Во времена перемен - стр. 3
Старшие сестры, Татьяна и Елена, овдовели и жили в семьях дочерей. Только одну, похожую на мать очень симпатичную и тоже Дуню, выдали в обеспеченную семью. Брак получился по любви, но радовались недолго. Наступила коллективизация. В одночасье семья лишилась всего и была выслана в Мурманскую область на пустынное побережье реки Колы. Приближались холода. Вот тут–то и показала себя натура настоящего крестьянина–работника. Наверное, термин «кулак» и отвечал истинному положению вещей. Я всегда по этому поводу вспоминаю кинофильм «Ленин в восемнадцатом году», когда ходоки (кстати, тамбовские) в ответ на вопрос вождя «а как же бедняк?» отвечают: «это по-вашему – бедняк, а по-нашему – лодырь». И до сих пор удивляюсь, как прохлопали цензоры тогда эту фразу. Мои родственники наловили в реке бревен, которые в свободном плавании в большом количестве, как и в более поздние времена, катили при плановом хозяйстве в виде «сплава» своим ходом в моря–океаны, и построили себе жилье. Река изобиловала рыбой, которая пропитала и стала основой существования. Я увидела тетку единственный раз на тамбовщине в 1936 году. Ей разрешили навестить родных. Она угощала нас эксклюзивной рыбой в потрясающей обработке. В ответ на чей-то вопрос о жизни она ответила:
– Хотели сделать нам хуже, а получилось лучше!

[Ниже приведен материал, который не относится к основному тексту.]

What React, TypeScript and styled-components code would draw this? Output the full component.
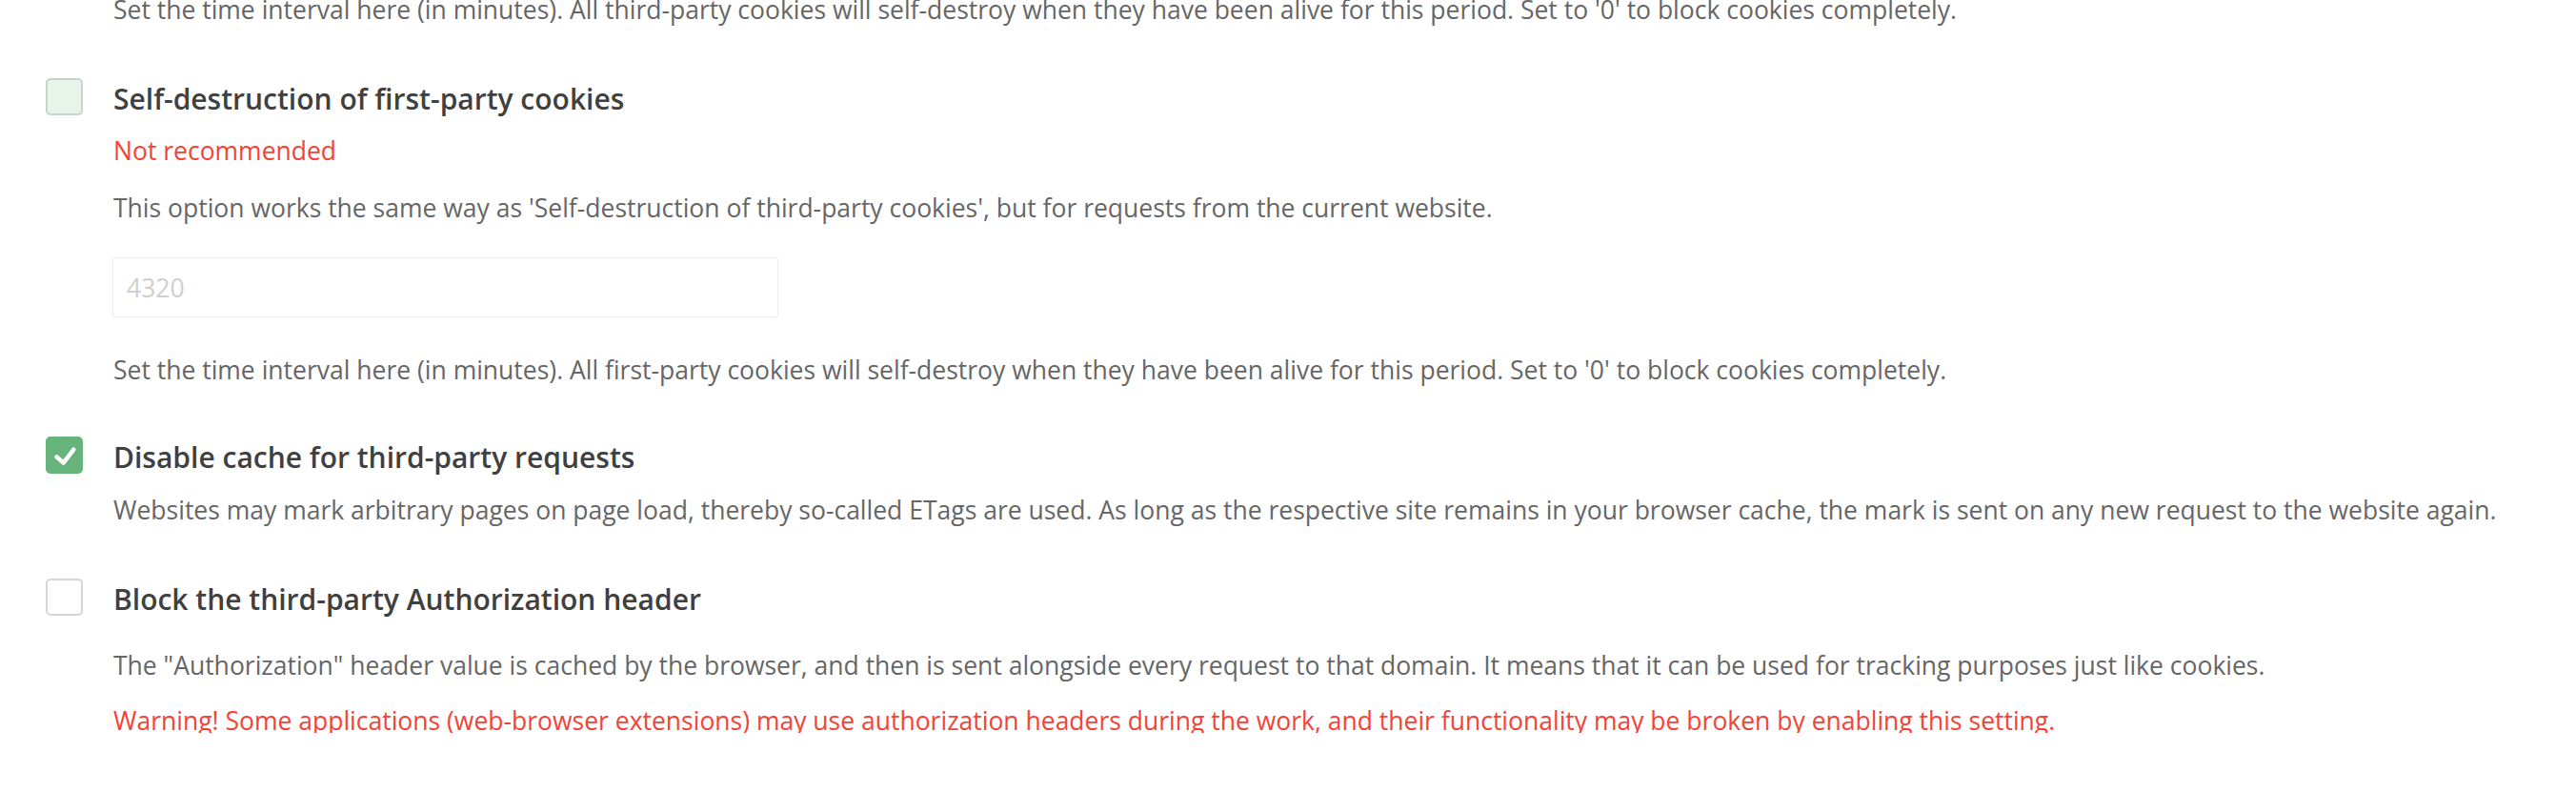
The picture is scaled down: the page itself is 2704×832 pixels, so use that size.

И это благополучие было недолгим. Началась война. Погиб их единственный сын. Они остались в Мурманской области, и больше я ее не видела.
Баба Дуня умерла в 1916 году. Перед смертью она просила похоронить ее в коротком гробу, чтобы не разгибать сведенные контрактурой ноги. Боялась, что будет больно даже мертвой. Потомству по женской линии она оставила в наследство свою болезнь в разной степени тяжести. Другого капитала у нее не было.
Не знаю, раскулачивали ли деда. В глинобитной избе не было ничего, кроме скудного скарба. Дед Илларион был действительно бедняком, хотя работал хорошо. В молодости выпивал, но однажды с товарищами отмечали какое-то событие. Когда он протрезвел, обнаружил, что потратил больше, чем мог себе позволить, встал на колени перед иконой и дал зарок. Больше не пил никогда. Зимой, завершив работы в поле, мужики в деревне собирались каждый со своей лошадью в Крым по договору с торговцами и везли оттуда всякий южный товар. Полученные за это деньги шли на хозяйство, а детишкам доставались гостинцы – изюм, сладкие рожки, вяленый инжир и т.п. Умер дед перед самой Отечественной войной, будто Бог оглянулся на хорошего человека и избавил его еще и от этих страданий.
Когда моей маме, Варваре Илларионовне Филитовой, исполнилось 9 лет, ее определили в няньки к дальней родственнице. От нищеты это было сделано, или из желания ей лучшей доли, сказать трудно. Вероятно, от того и другого с учетом ее бесполезности в хозяйстве. Родственница, Анастасия Ивановна Полубояринова, увезла ее в Баку. Город этот был Меккой для жителей села. Вероятно, когда-то давно какой-нибудь дядя Вася случайно попал туда на заработки, и за ним потянулись родные и близкие. Анастасия Ивановна была личностью весьма примечательной. Рано вышла замуж, как оказалось, за революционера, который от нее свои занятия скрыл, родила от него ребенка. Его арестовали, сослали в Сибирь. Собиралась она за ним, а потом раздумала. Занялась делом, организовала швейную мастерскую, поскольку была хорошей портнихой. В те времена семейные предприятия и артели имели большие налоговые льготы, почему и набрала работников А.И. из дальней родни. Мама была еще мала для работы в мастерской. Ей достался малыш для воспитания. Никого А.И. шить не научила. Все были только на подсобных работах – швы обметать, пуговицы пришить. Конкуренты начальнице были не нужны. Мама превосходно шила потом, но для этого ей пришлось закончить уже в Перми курсы кройки и шитья, которые остроумцы называли «кукиш». Я любила играть с ее экзаменационным платьицем очень сложного фасона, сшитым для куклы.